Manufacturer Warranty

A dealership cannot void your entire factory warranty just because you installed lowering springs or coilovers. Under the federal Magnuson-Moss Warranty Act, the manufacturer must prove that your aftermarket modification directly caused the specific component failure before denying a warranty claim. A lowered suspension has nothing to do with a faulty power window motor, and the dealer cannot refuse that repair simply because the springs are aftermarket. But if your lowered car develops a premature wheel bearing failure and the manufacturer can show the altered geometry caused the wear, that specific claim can be denied.

Penalties for Non-Compliance

The most common outcome when an officer spots a vehicle height violation is a fix-it ticket, formally called a correctable violation. You typically get 30 to 60 days to return the car to a legal configuration.
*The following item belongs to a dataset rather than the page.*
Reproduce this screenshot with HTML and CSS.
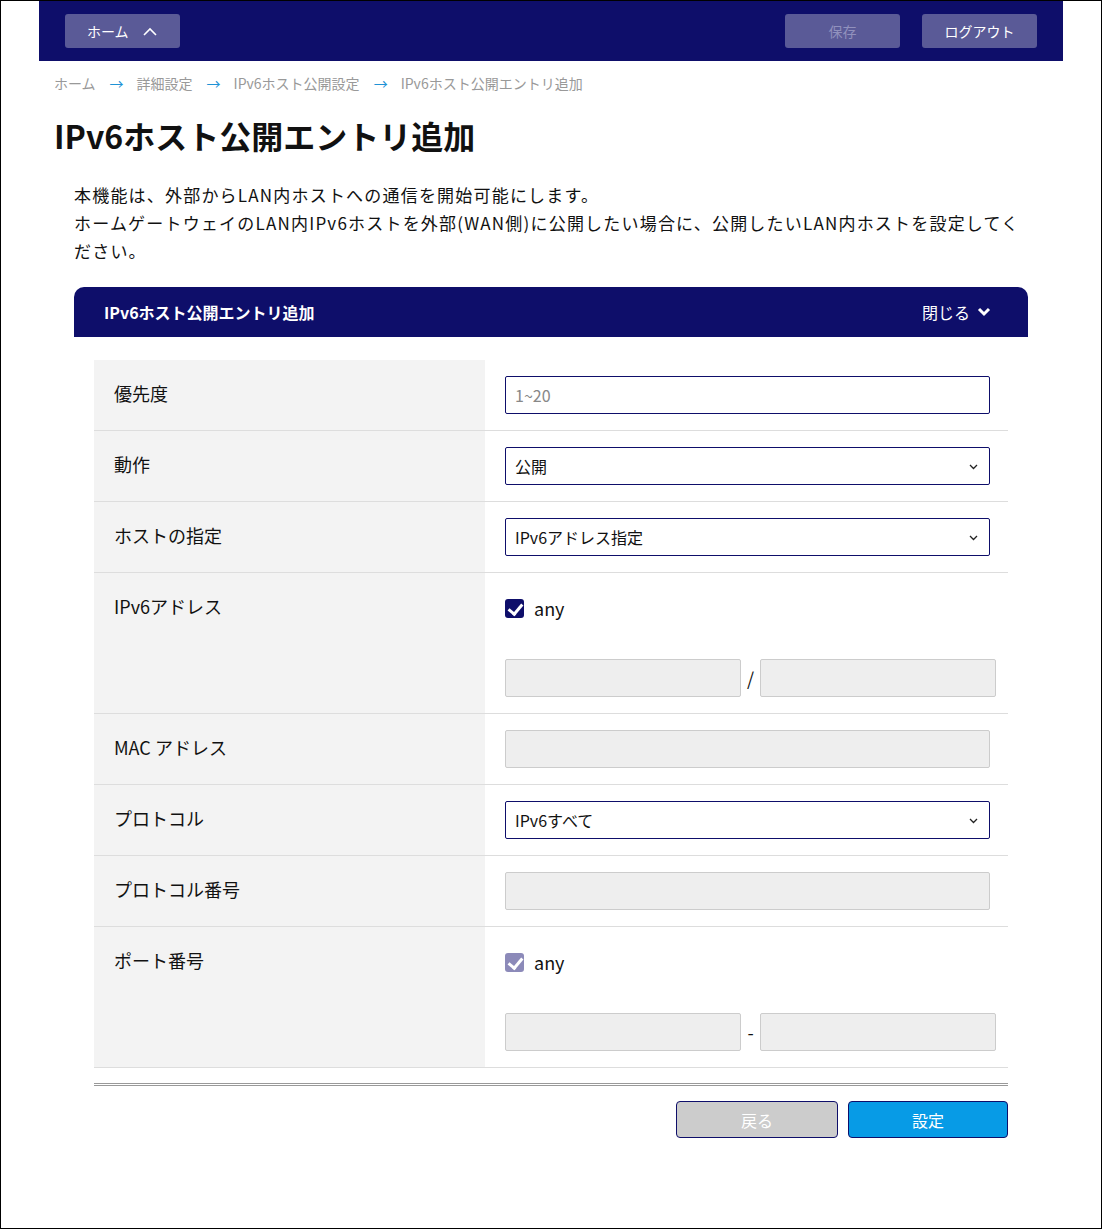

Once the problem is fixed, have a law enforcement officer inspect the vehicle and sign the Certificate of Correction on the back of the ticket. Submit the signed ticket to the court along with a $25 dismissal fee per violation.6Judicial Branch of California. Fix-it Ticket – California Courts – Self Help Guide If your ticket includes both a correctable issue and a separate moving violation, the court will tell you how much you still owe after the correction is verified.

Ignoring the ticket is where costs escalate. Fail to correct the violation and appear by your court date and the correctable offense converts to a standard fine, which can reach several hundred dollars with court fees and penalty assessments added on top. In extreme cases where the vehicle is deemed an immediate safety hazard, law enforcement has the authority to have it impounded on the spot, which adds towing and storage fees to the total.

Beyond the ticket itself, a vehicle height citation can prompt your insurer to reclassify the car as a higher-risk vehicle, potentially increasing your premium or triggering a policy review, particularly if the modification was never disclosed.